| PROBLEM TO WORK ON |
Give back the lines exactly, from the first one to the line with "import React from", both ends included.

| DATA |
------------------------------------------------------------

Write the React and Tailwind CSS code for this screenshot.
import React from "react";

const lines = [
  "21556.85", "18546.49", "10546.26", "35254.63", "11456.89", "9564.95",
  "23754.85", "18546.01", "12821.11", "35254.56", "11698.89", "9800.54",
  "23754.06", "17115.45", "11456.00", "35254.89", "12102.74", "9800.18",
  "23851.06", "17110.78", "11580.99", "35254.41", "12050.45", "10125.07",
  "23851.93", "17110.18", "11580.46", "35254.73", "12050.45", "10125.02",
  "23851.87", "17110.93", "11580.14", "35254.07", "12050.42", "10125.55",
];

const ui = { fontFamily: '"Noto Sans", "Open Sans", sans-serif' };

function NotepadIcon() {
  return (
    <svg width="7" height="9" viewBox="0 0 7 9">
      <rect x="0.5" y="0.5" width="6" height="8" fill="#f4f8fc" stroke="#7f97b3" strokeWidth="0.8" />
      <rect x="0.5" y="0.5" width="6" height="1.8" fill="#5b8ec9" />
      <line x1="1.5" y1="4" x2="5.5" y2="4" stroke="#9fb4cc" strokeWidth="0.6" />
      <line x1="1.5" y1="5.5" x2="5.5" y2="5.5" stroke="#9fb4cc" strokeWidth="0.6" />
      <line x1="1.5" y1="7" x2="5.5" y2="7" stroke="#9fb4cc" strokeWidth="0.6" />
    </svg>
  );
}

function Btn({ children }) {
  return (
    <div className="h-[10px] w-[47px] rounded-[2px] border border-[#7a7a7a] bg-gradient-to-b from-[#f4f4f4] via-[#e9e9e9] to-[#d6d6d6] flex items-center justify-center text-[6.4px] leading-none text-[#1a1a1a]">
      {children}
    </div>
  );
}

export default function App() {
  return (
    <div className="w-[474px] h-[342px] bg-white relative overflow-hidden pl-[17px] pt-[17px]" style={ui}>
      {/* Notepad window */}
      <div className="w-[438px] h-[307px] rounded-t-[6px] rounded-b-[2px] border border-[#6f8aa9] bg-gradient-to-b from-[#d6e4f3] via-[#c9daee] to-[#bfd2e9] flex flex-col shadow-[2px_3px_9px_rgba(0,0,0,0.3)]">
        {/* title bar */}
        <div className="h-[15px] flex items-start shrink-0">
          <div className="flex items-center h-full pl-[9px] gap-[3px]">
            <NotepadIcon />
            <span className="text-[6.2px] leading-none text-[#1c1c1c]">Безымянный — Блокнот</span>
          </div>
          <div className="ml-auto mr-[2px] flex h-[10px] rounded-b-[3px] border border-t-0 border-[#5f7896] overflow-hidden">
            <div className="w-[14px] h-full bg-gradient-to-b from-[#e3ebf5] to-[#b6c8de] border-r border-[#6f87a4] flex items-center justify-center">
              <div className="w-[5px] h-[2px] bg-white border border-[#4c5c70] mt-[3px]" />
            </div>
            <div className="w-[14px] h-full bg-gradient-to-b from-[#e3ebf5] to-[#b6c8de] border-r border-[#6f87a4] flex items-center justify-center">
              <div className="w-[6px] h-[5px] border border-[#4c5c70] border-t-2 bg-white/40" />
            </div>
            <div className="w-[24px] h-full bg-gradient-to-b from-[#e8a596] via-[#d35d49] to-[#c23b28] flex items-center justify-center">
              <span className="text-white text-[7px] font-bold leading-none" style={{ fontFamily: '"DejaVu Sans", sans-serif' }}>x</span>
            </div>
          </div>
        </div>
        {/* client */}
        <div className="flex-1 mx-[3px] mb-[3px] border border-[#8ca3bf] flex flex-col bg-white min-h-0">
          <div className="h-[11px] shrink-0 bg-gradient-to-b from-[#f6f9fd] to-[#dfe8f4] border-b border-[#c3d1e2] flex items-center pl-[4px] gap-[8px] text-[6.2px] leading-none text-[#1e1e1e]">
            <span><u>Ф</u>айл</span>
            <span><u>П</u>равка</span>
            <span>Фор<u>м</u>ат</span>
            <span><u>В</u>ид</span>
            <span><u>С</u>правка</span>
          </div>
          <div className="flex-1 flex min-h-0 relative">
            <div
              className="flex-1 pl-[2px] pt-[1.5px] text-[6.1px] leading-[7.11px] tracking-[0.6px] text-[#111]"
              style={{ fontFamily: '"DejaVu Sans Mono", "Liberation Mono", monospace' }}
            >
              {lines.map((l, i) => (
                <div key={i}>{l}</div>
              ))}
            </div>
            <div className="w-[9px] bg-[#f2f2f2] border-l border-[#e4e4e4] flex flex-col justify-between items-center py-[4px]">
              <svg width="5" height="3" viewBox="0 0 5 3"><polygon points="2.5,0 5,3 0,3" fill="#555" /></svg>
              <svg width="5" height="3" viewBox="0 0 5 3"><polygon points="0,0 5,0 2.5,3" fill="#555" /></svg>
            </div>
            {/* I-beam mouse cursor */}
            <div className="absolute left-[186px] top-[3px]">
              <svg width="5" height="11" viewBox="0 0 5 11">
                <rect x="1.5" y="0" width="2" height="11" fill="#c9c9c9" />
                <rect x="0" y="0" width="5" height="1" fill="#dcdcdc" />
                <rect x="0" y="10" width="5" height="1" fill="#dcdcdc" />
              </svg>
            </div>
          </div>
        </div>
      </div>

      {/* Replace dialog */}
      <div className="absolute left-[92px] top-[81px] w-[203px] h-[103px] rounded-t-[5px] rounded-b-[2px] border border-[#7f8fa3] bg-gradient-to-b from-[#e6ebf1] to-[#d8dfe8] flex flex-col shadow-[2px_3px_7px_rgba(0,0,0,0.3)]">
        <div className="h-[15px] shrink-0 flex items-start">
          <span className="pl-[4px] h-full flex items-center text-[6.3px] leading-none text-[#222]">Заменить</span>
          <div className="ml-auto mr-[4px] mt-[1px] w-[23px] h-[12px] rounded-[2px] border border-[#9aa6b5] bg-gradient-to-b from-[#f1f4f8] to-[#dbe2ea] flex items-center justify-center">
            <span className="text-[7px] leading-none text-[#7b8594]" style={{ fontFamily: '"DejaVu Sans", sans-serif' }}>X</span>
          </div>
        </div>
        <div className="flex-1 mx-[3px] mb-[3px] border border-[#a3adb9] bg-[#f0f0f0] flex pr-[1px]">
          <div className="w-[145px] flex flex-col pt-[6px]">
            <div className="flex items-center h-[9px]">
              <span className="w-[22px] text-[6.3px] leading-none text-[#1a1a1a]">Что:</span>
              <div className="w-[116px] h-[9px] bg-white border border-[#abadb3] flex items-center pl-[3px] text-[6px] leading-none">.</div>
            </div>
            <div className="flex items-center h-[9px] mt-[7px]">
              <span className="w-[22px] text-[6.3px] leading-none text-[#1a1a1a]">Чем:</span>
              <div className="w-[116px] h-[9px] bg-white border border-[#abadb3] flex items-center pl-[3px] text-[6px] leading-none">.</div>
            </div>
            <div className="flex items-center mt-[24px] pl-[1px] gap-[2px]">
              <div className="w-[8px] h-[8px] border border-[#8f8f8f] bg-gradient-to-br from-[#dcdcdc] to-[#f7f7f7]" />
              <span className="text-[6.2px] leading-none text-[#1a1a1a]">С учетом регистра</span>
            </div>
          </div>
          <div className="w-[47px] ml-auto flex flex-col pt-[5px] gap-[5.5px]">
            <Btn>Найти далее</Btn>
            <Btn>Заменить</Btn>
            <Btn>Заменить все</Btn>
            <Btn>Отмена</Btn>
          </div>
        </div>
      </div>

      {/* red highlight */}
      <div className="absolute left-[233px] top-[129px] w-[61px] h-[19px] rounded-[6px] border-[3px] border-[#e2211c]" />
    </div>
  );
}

------------------------------------------------------------

| SOLUTION TO THIS TASK |
Write the React and Tailwind CSS code for this screenshot.
import React from "react";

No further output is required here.